• [What is needed]: In the data, extract each line that holds the string "screenshot".
----------
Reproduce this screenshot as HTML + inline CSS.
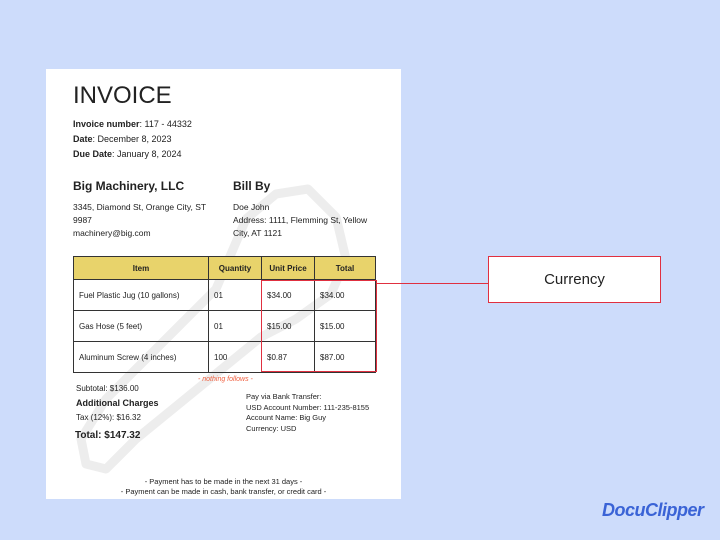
<!DOCTYPE html>
<html><head><style>
body{margin:0;width:720px;height:540px;background:#cddcfb;position:relative;overflow:hidden;font-family:"Liberation Sans",sans-serif;color:#222}
.pg{position:absolute;left:46px;top:69px;width:355px;height:430px;background:#fff}
.a{position:absolute;white-space:nowrap}
table{position:absolute;left:73px;top:256px;width:302px;table-layout:fixed;border-collapse:collapse;font-size:8px}
td{border:1px solid #333;height:30px;padding:0 0 0 5px}
th{border:1px solid #333;background:#e8d36b;height:22px;font-size:8px;font-weight:bold;padding:0}
</style></head><body>
<div class="pg"></div>
<svg style="position:absolute;left:46px;top:69px" width="355" height="430">
<g fill="none" stroke="#ededed" stroke-width="9" stroke-linejoin="round">
<path d="M262 120 L290 148 L300 190 L285 225 L250 250 L215 268 L90 370 L60 400 L40 395 L35 370 L60 330 L170 220 L185 185 L200 150 L230 125 Z"/>
</g></svg>
<div class="a" style="left:73px;top:82px;font-size:24px">INVOICE</div>
<div class="a" style="left:73px;top:117px;font-size:9px;line-height:15px"><b>Invoice number</b>: 117 - 44332<br><b>Date</b>: December 8, 2023<br><b>Due Date</b>: January 8, 2024</div>
<div class="a" style="left:73px;top:179px;font-size:12px;font-weight:bold">Big Machinery, LLC</div>
<div class="a" style="left:233px;top:179px;font-size:12px;font-weight:bold">Bill By</div>
<div class="a" style="left:73px;top:201px;font-size:8.5px;line-height:13px">3345, Diamond St, Orange City, ST<br>9987<br>machinery@big.com</div>
<div class="a" style="left:233px;top:201px;font-size:8.5px;line-height:13px">Doe John<br>Address: 1111, Flemming St, Yellow<br>City, AT 1121</div>
<table>
<colgroup><col style="width:135px"><col style="width:53px"><col style="width:53px"><col style="width:61px"></colgroup>
<tr><th>Item</th><th>Quantity</th><th>Unit Price</th><th>Total</th></tr>
<tr><td>Fuel Plastic Jug (10 gallons)</td><td>01</td><td>$34.00</td><td>$34.00</td></tr>
<tr><td>Gas Hose (5 feet)</td><td>01</td><td>$15.00</td><td>$15.00</td></tr>
<tr><td>Aluminum Screw (4 inches)</td><td>100</td><td>$0.87</td><td>$87.00</td></tr>
</table>
<div class="a" style="left:261px;top:280px;width:114px;height:90px;border:1px solid #e03040"></div>
<div class="a" style="left:376px;top:283px;width:112px;height:1px;background:#e03040"></div>
<div class="a" style="left:488px;top:256px;width:171px;height:45px;border:1px solid #e03040;background:#fff;font-size:15px;text-align:center;line-height:45px">Currency</div>
<div class="a" style="left:198px;top:376px;font-size:7px;color:#f06040;font-style:italic">- nothing follows -</div>
<div class="a" style="left:76px;top:384px;font-size:8px">Subtotal: $136.00</div>
<div class="a" style="left:76px;top:398px;font-size:9px;font-weight:bold">Additional Charges</div>
<div class="a" style="left:76px;top:413px;font-size:8px">Tax (12%): $16.32</div>
<div class="a" style="left:75px;top:430px;font-size:10px;font-weight:bold">Total: $147.32</div>
<div class="a" style="left:246px;top:392px;font-size:7.5px;line-height:10.5px">Pay via Bank Transfer:<br>USD Account Number: 111-235-8155<br>Account Name: Big Guy<br>Currency: USD</div>
<div class="a" style="left:46px;width:355px;top:477px;font-size:7.5px;line-height:10px;text-align:center">- Payment has to be made in the next 31 days -<br>- Payment can be made in cash, bank transfer, or credit card -</div>
<div class="a" style="left:602px;top:500px;font-size:18px;font-weight:bold;font-style:italic;color:#3a63d6;font-family:'Liberation Sans',sans-serif;letter-spacing:-0.5px">DocuClipper</div>
</body></html>
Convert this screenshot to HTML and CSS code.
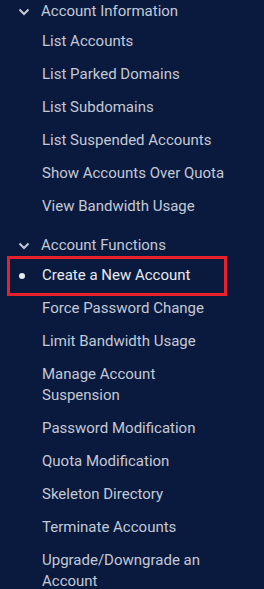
FILE: index.html
```html
<!DOCTYPE html>
<html lang="en">
<head>
    <meta charset="UTF-8">
    <meta name="viewport" content="width=device-width, initial-scale=1.0">
    <title>Account Functions</title>
    <link rel="stylesheet" href="styles.css">
</head>
<body>
    <nav class="sidebar">
        <div class="group">
            <div class="group-title">
                <svg class="chevron" width="12" height="8" viewBox="0 0 12 8"><path d="M1.5 1.5 L6 6 L10.5 1.5" fill="none" stroke="currentColor" stroke-width="2"/></svg>
                Account Information
            </div>
            <ul class="items">
                <li><a href="#">List Accounts</a></li>
                <li><a href="#">List Parked Domains</a></li>
                <li><a href="#">List Subdomains</a></li>
                <li><a href="#">List Suspended Accounts</a></li>
                <li><a href="#">Show Accounts Over Quota</a></li>
                <li><a href="#">View Bandwidth Usage</a></li>
            </ul>
        </div>
        <div class="group">
            <div class="group-title">
                <svg class="chevron" width="12" height="8" viewBox="0 0 12 8"><path d="M1.5 1.5 L6 6 L10.5 1.5" fill="none" stroke="currentColor" stroke-width="2"/></svg>
                Account Functions
            </div>
            <ul class="items">
                <li class="active"><a href="#">Create a New Account</a></li>
                <li><a href="#">Force Password Change</a></li>
                <li><a href="#">Limit Bandwidth Usage</a></li>
                <li><a href="#">Manage Account Suspension</a></li>
                <li><a href="#">Password Modification</a></li>
                <li><a href="#">Quota Modification</a></li>
                <li><a href="#">Skeleton Directory</a></li>
                <li><a href="#">Terminate Accounts</a></li>
                <li><a href="#">Upgrade/Downgrade an Account</a></li>
            </ul>
        </div>
    </nav>
</body>
</html>
```
FILE: styles.css
```css
html {
    font-family: Roboto, "Liberation Sans", sans-serif;
}
body {
    margin: 0;
    background-color: #0a1a3e;
    color: #c3c9d6;
    font-size: 15px;
}
.sidebar {
    margin-top: -2px;
    width: 232px;
}
.group {
    margin-bottom: 9px;
}
.group-title {
    display: flex;
    align-items: center;
    line-height: 21px;
    padding: 3px 0;
}
.chevron {
    width: 12px;
    margin: 0 11px 0 18px;
    color: #c3c9d6;
}
.items {
    list-style: none;
    margin: 0;
    padding: 0;
}
.items li {
    position: relative;
}
.items a {
    display: block;
    padding: 6px 0 6px 42px;
    line-height: 21px;
    color: #c3c9d6;
    text-decoration: none;
}
.items .active a {
    color: #e8ebf1;
}
.items .active a::before {
    content: "";
    position: absolute;
    left: 19px;
    top: 14px;
    width: 6px;
    height: 6px;
    border-radius: 50%;
    background-color: #e8ebf1;
}
.items .active::after {
    content: "";
    position: absolute;
    left: 7px;
    top: -3px;
    width: 214px;
    height: 34px;
    border: 3px solid #e8202a;
}
```
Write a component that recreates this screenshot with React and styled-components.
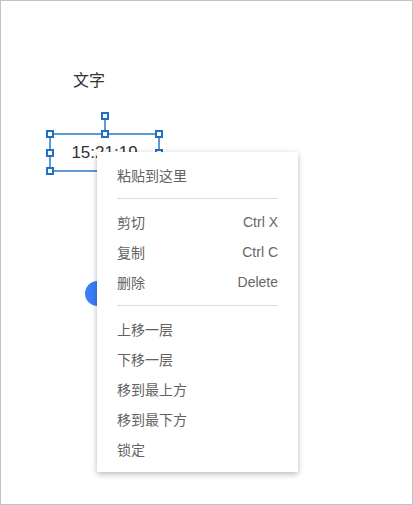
import React from "react";
import styled, { createGlobalStyle } from "styled-components";

const Global = createGlobalStyle`
  html, body { margin: 0; padding: 0; background: #fff; }
  body { font-family: "Liberation Sans", "Noto Sans CJK SC", sans-serif; }
  * { box-sizing: border-box; }
`;

const Canvas = styled.div`
  position: relative;
  width: 413px;
  height: 505px;
  border: 1px solid #c3c3c3;
  background: #fff;
  overflow: hidden;
`;

const TextNode = styled.div`
  position: absolute;
  left: ${(p) => p.$x}px;
  top: ${(p) => p.$y}px;
  font-size: ${(p) => p.$size}px;
  color: #333;
  line-height: 1;
  white-space: nowrap;
`;

const Selection = styled.div`
  position: absolute;
  left: 48px;
  top: 132px;
  width: 111px;
  height: 39px;
  border: 2px solid #5b9ad6;
  display: flex;
  align-items: center;
  justify-content: center;
  font-size: 17px;
  color: #333;
`;

const Handle = styled.span`
  position: absolute;
  width: 8px;
  height: 8px;
  background: #fff;
  border: 2px solid #1f6fc2;
  left: ${(p) => p.$x};
  top: ${(p) => p.$y};
  transform: translate(-50%, -50%);
`;

const RotateStem = styled.span`
  position: absolute;
  left: 50%;
  top: -16px;
  width: 2px;
  height: 14px;
  background: #5b9ad6;
  transform: translateX(-50%);
`;

const Dot = styled.div`
  position: absolute;
  left: 84px;
  top: 280px;
  width: 25px;
  height: 25px;
  border-radius: 50%;
  background: #3b7ef6;
`;

const Menu = styled.ul`
  position: absolute;
  left: 96px;
  top: 151px;
  width: 201px;
  margin: 0;
  padding: 8px 0;
  list-style: none;
  background: #fff;
  box-shadow: 0 2px 6px rgba(0, 0, 0, 0.28);
  font-family: "Liberation Sans", "Noto Sans CJK SC", sans-serif;
  font-size: 14px;
  color: #636363;
`;

const Item = styled.li`
  height: 30px;
  padding: 0 20px;
  display: flex;
  align-items: center;
  justify-content: space-between;
`;

const Shortcut = styled.span`
  color: #666;
`;

const Divider = styled.li`
  height: 1px;
  margin: 8px 20px;
  background: #dcdcdc;
`;

const handles = [
  ["0%", "0%"], ["50%", "0%"], ["100%", "0%"],
  ["0%", "50%"], ["100%", "50%"],
  ["0%", "100%"], ["50%", "100%"], ["100%", "100%"],
];

const offset = (v) => (v === "0%" ? "-1px" : v === "100%" ? "1px" : "0px");

const sections = [
  [["粘贴到这里"]],
  [["剪切", "Ctrl X"], ["复制", "Ctrl C"], ["删除", "Delete"]],
  [["上移一层"], ["下移一层"], ["移到最上方"], ["移到最下方"], ["锁定"]],
];

export default function App() {
  return (
    <>
      <Global />
      <Canvas>
        <TextNode $x={72} $y={72} $size={16}>文字</TextNode>
        <Dot />
        <Selection>
          15:21:19
          <RotateStem />
          <Handle $x="50%" $y="-19px" />
          {handles.map(([x, y], i) => (
            <Handle key={i} $x={`calc(${x} + ${offset(x)})`} $y={`calc(${y} + ${offset(y)})`} />
          ))}
        </Selection>
        <Menu>
          {sections.map((sec, si) => (
            <React.Fragment key={si}>
              {si > 0 && <Divider />}
              {sec.map(([label, sc]) => (
                <Item key={label}>
                  <span>{label}</span>
                  {sc && <Shortcut>{sc}</Shortcut>}
                </Item>
              ))}
            </React.Fragment>
          ))}
        </Menu>
      </Canvas>
    </>
  );
}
----------
• [Solution to this task]:
Reproduce this screenshot as HTML + inline CSS.
Convert this screenshot to HTML and CSS code.
Write a component that recreates this screenshot with React and styled-components.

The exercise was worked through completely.